George Washington Papers
Documents filtered by: Author="Washington, George"
sorted by: date (ascending)
Permanent link for this document:
https://founders.archives.gov/documents/Washington/05-10-02-0323

From George Washington to George Skene Keith, 22 June 1792

To George Skene Keith

Philadelphia June 22d 1792.

Revnd Sir,

I have received your letter of the 14th of January together with the copies of a pamphlet on Weights, Measures and coins which accompanied it.

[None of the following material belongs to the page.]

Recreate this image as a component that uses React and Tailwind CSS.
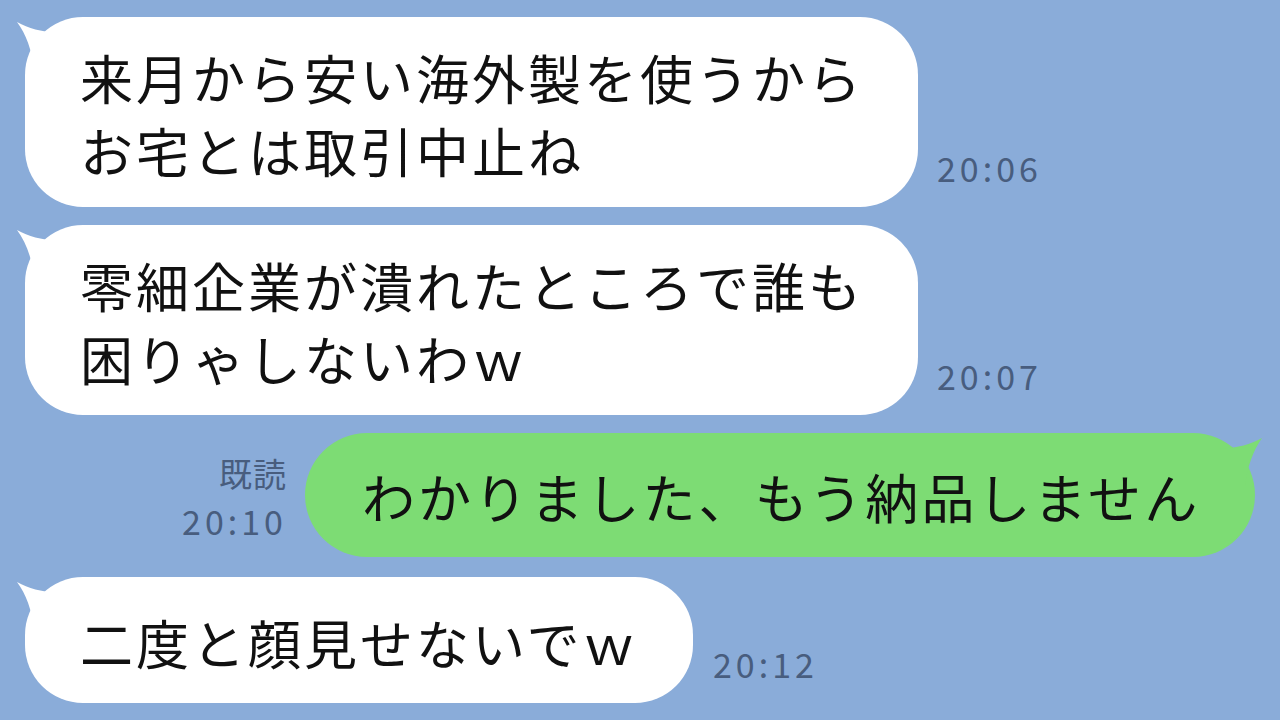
const font = { fontFamily: '"Noto Sans CJK JP", "Noto Sans", sans-serif' };

function LeftTail() {
  return (
    <svg className="absolute left-[-9px] top-[3px]" width="48" height="50" viewBox="0 0 48 50">
      <path d="M1 2 C14 9 28 13 46 12 L46 50 L18 50 C16 30 10 14 1 2 Z" fill="#ffffff" />
    </svg>
  );
}

function RightTail() {
  return (
    <svg className="absolute right-[-8px] top-[4px]" width="48" height="50" viewBox="0 0 48 50">
      <path d="M47 1 C34 8 20 12 2 11 L2 50 L30 50 C32 30 38 14 47 1 Z" fill="#7ddc74" />
    </svg>
  );
}

function Time({ children, className }) {
  return (
    <div className={`text-[34px] leading-none tracking-[4px] text-[#485d7e] ${className}`}>{children}</div>
  );
}

function Left({ w, h, lines, time, gap }) {
  return (
    <div className="flex items-end pl-[25px]">
      <div
        className="relative flex flex-col justify-center bg-white rounded-[58px] pl-[55px] pt-[4px] text-[53px] leading-[73px] tracking-[3px] text-[#111]"
        style={{ width: w, height: h }}
      >
        <LeftTail />
        <div className="relative">
          {lines.map((l, i) => (
            <div key={i} className="whitespace-nowrap">{l}</div>
          ))}
        </div>
      </div>
      <Time className={`mb-[22px] ${gap}`}>{time}</Time>
    </div>
  );
}

export default function App() {
  return (
    <div className="w-[1280px] h-[720px] overflow-hidden bg-[#8aacd9] pt-[17px] flex flex-col gap-[18px]" style={font}>
      <Left w={893} h={190} lines={["来月から安い海外製を使うから", "お宅とは取引中止ね"]} time="20:06" gap="ml-[19px]" />
      <Left w={893} h={190} lines={["零細企業が潰れたところで誰も", "困りゃしないわｗ"]} time="20:07" gap="ml-[19px]" />
      <div className="flex items-end justify-end pr-[25px]">
        <div className="mr-[18px] mb-[19px] flex flex-col items-end text-[#485d7e]">
          <div className="text-[33px] leading-none tracking-[1px] mb-[14px]">既読</div>
          <Time>20:10</Time>
        </div>
        <div className="relative flex items-center w-[950px] h-[124px] rounded-full bg-[#7ddc74] pl-[57px] pt-[3px] text-[53px] tracking-[3.1px] text-[#111]">
          <RightTail />
          <div className="relative whitespace-nowrap">わかりました、もう納品しません</div>
        </div>
      </div>
      <div className="mt-[2px]">
        <Left w={668} h={126} lines={["二度と顔見せないでｗ"]} time="20:12" gap="ml-[20px]" />
      </div>
    </div>
  );
}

On the 7th of may I acknowledged the receipt of your letter dated July 1st1 1791, and its enclosure, which did not get to my hands ’till some time this spring.2

I have now to request that you will accept my thanks for this further mark of politness and attention in sending me this additional number of your tracts, as well as for the manuscript which accompanied them.3 The subject of your book is of high importance to society in general, and particularly so to the commercial4 world. If an uniformity of weights and measures could be established upon a proper foundation through the several nations of Europe and in the United States of America, its advantages would be great indeed: And so important is the object that we ought not to lose sight of it, altho’ it may not be attained at the present moment.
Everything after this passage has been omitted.